Question

Assuming that the solubility of radon in water with 1 atm pressure of the gas over the water at 30 ∘C is 7.27×10−3M, what is the Henry's law constant for radon in water at this temperature?

Answer 1

The Henry's law constant for radon in water at 30 °C is calculated using the given solubility of 7.27×10⁻³M at 1 atm pressure, resulting in a value of 7.27×10⁻³ M/atm.

Step-by-step explanation:

The student has asked for the Henry's law constant for radon in water at 30 °C given the solubility of radon is 7.27×10⁻³M with a pressure of 1 atm of the gas over the water. Henry's law states that the solubility of a gas in a liquid is directly proportional to the pressure of the gas above the liquid. The Henry's law constant (kH) can be calculated using the formula Cg = kHPg, where Cg is the concentration of the gas in solution (molarity), and Pg is the partial pressure of the gas.

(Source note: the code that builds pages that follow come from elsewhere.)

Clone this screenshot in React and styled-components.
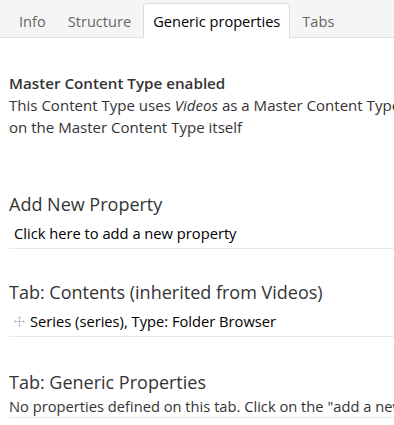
import React from "react";
import styled, { createGlobalStyle } from "styled-components";

const Global = createGlobalStyle`
  html, body { margin: 0; padding: 0; background: #fff; }
  body {
    font-family: "Open Sans", "Liberation Sans", sans-serif;
    font-size: 14px;
    line-height: 20px;
    color: #343434;
    overflow: hidden;
  }
`;

const Page = styled.div`
  width: 394px;
  height: 425px;
  overflow: hidden;
`;

const TabBar = styled.div`
  display: flex;
  align-items: flex-end;
  height: 37px;
  padding: 0 0 0 9px;
  background: #f5f5f5;
  border-bottom: 1px solid #e2e2e2;
  box-sizing: content-box;
`;

const Tab = styled.div`
  padding: 7px 9px 6px;
  margin-right: 2px;
  margin-bottom: -1px;
  font-size: 14.6px;
  line-height: 20px;
  white-space: nowrap;
  color: ${(p) => (p.$active ? "#000" : "#666")};
  background: ${(p) => (p.$active ? "#fff" : "transparent")};
  border: 1px solid ${(p) => (p.$active ? "#dcdcdc" : "transparent")};
  border-bottom-color: ${(p) => (p.$active ? "#fff" : "transparent")};
  border-radius: 4px 4px 0 0;
`;

const Content = styled.div`
  padding-left: 9px;
  width: 1100px;
`;

const Notice = styled.div`
  margin-top: 34px;
  line-height: 22px;
  font-size: 15.05px;
  white-space: nowrap;
`;

const NoticeTitle = styled.div`
  font-weight: 600;
  font-size: 15.2px;
`;

const Section = styled.div`
  margin-top: ${(p) => p.$top}px;
`;

const Heading = styled.h3`
  margin: 0;
  font-size: 18px;
  line-height: 24px;
  font-weight: 400;
  color: #343434;
`;

const Row = styled.div`
  display: flex;
  align-items: center;
  gap: 5px;
  margin-top: 7px;
  padding: 0 0 5px 5px;
  border-bottom: 1px solid #e9e9e9;
  color: #000;
  font-size: 14.7px;
  white-space: nowrap;
`;

const EmptyLine = styled.div`
  margin-top: 2px;
  border-bottom: 1px solid #e9e9e9;
  white-space: nowrap;
  font-size: 14.7px;
  line-height: 21px;
`;

const MoveIcon = () => (
  <svg width="11" height="11" viewBox="0 0 11 11" fill="#c8c8c8">
    <rect x="5" y="1.5" width="1" height="8" />
    <rect x="1.5" y="5" width="8" height="1" />
    <path d="M5.5 0 L7.5 2 L3.5 2 Z" />
    <path d="M5.5 11 L7.5 9 L3.5 9 Z" />
    <path d="M0 5.5 L2 3.5 L2 7.5 Z" />
    <path d="M11 5.5 L9 3.5 L9 7.5 Z" />
  </svg>
);

export default function App() {
  return (
    <Page>
      <Global />
      <TabBar>
        <Tab>Info</Tab>
        <Tab>Structure</Tab>
        <Tab $active>Generic properties</Tab>
        <Tab>Tabs</Tab>
      </TabBar>
      <Content>
        <Notice>
          <NoticeTitle>Master Content Type enabled</NoticeTitle>
          <div>
            This Content Type uses <em>Videos</em> as a Master Content Type. Tabs from Master Content Types are not shown and can only be edited
          </div>
          <div>on the Master Content Type itself</div>
        </Notice>

        <Section $top={54}>
          <Heading>Add New Property</Heading>
          <Row>Click here to add a new property</Row>
        </Section>

        <Section $top={31}>
          <Heading>Tab: Contents (inherited from Videos)</Heading>
          <Row>
            <MoveIcon />
            Series (series), Type: Folder Browser
          </Row>
        </Section>

        <Section $top={33}>
          <Heading>Tab: Generic Properties</Heading>
          <EmptyLine>
            No properties defined on this tab. Click on the "add a new property" link at the top to create a new property.
          </EmptyLine>
        </Section>
      </Content>
    </Page>
  );
}
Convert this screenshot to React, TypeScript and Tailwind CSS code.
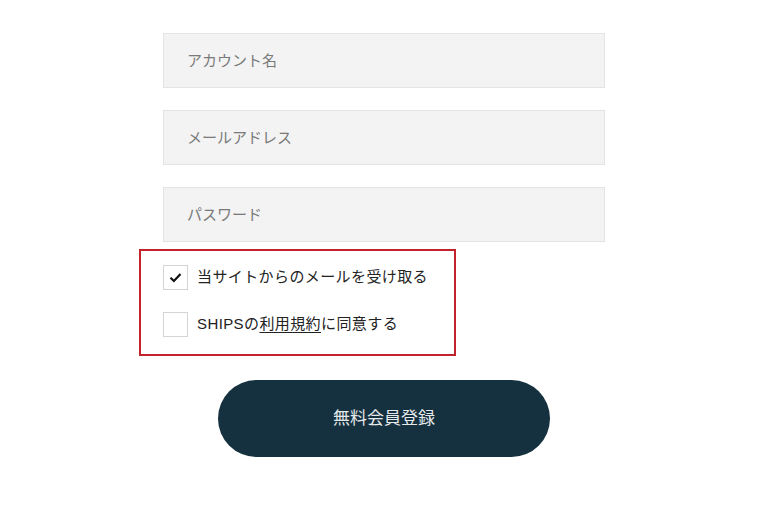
export default function App() {
  const font = {
    fontFamily: '"Liberation Sans", "Noto Sans CJK JP", sans-serif',
  };

  return (
    <div className="min-h-screen bg-white flex justify-center" style={font}>
      <div className="w-[442px] pt-[33px] flex flex-col">
        {/* Inputs */}
        <div className="flex flex-col gap-[22px]">
          {["アカウント名", "メールアドレス", "パスワード"].map((p) => (
            <input
              key={p}
              placeholder={p}
              type={p === "パスワード" ? "password" : "text"}
              className="h-[55px] w-full bg-[#f3f3f3] border border-[#e4e4e4] pl-[23px] text-[15px] text-[#333] placeholder:text-[#7a7a7a] outline-none"
            />
          ))}
        </div>

        {/* Checkboxes */}
        <div className="mt-[7px] -ml-[24px] w-[317px] border-2 border-[#c1222b] pt-[14px] pb-[17px] pl-[22px] flex flex-col gap-[22px]">
          <label className="flex items-center gap-[9px]">
            <span className="w-[25px] h-[25px] border border-[#d4d4d4] bg-white flex items-center justify-center">
              <svg width="13" height="11" viewBox="0 0 13 11">
                <path
                  d="M1.5 5.8 L4.9 9 L11.5 2"
                  fill="none"
                  stroke="#111"
                  strokeWidth="2.2"
                />
              </svg>
            </span>
            <span className="text-[15px] text-[#222] tracking-[0.4px]">
              当サイトからのメールを受け取る
            </span>
          </label>
          <label className="flex items-center gap-[9px]">
            <span className="w-[25px] h-[25px] border border-[#d4d4d4] bg-white" />
            <span className="text-[15px] text-[#222] tracking-[0.4px]">
              SHIPSの<span className="underline underline-offset-[3px]">利用規約</span>に同意する
            </span>
          </label>
        </div>

        {/* Submit */}
        <div className="flex justify-center mt-[24px]">
          <button className="w-[332px] h-[77px] rounded-full bg-[#15303f] text-[#e6e9eb] text-[17px]">
            無料会員登録
          </button>
        </div>
      </div>
    </div>
  );
}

Given that the solubility (Cg) is 7.27×10⁻³M and the pressure (Pg) is 1 atm, the Henry's law constant for radon can be calculated as follows:
kH = Cg/Pg = 7.27×10⁻³ M / 1 atm = 7.27×10⁻³ M/atm.

Answer 2

K = 137.55 atm/M.

Step-by-step explanation:

• The relationship between gas pressure and the concentration of dissolved gas is given by Henry’s law:

P = (K)(C)

where P is the partial pressure of the gaseous solute above the solution (P = 1.0 atm).

k is a constant (Henry’s constant).

C is the concentration of the dissolved gas (C = 7.27 x 10⁻³ M).

∴ K = P/C = (1.0 atm)/(7.27 x 10⁻³ M) = 137.55 atm/M.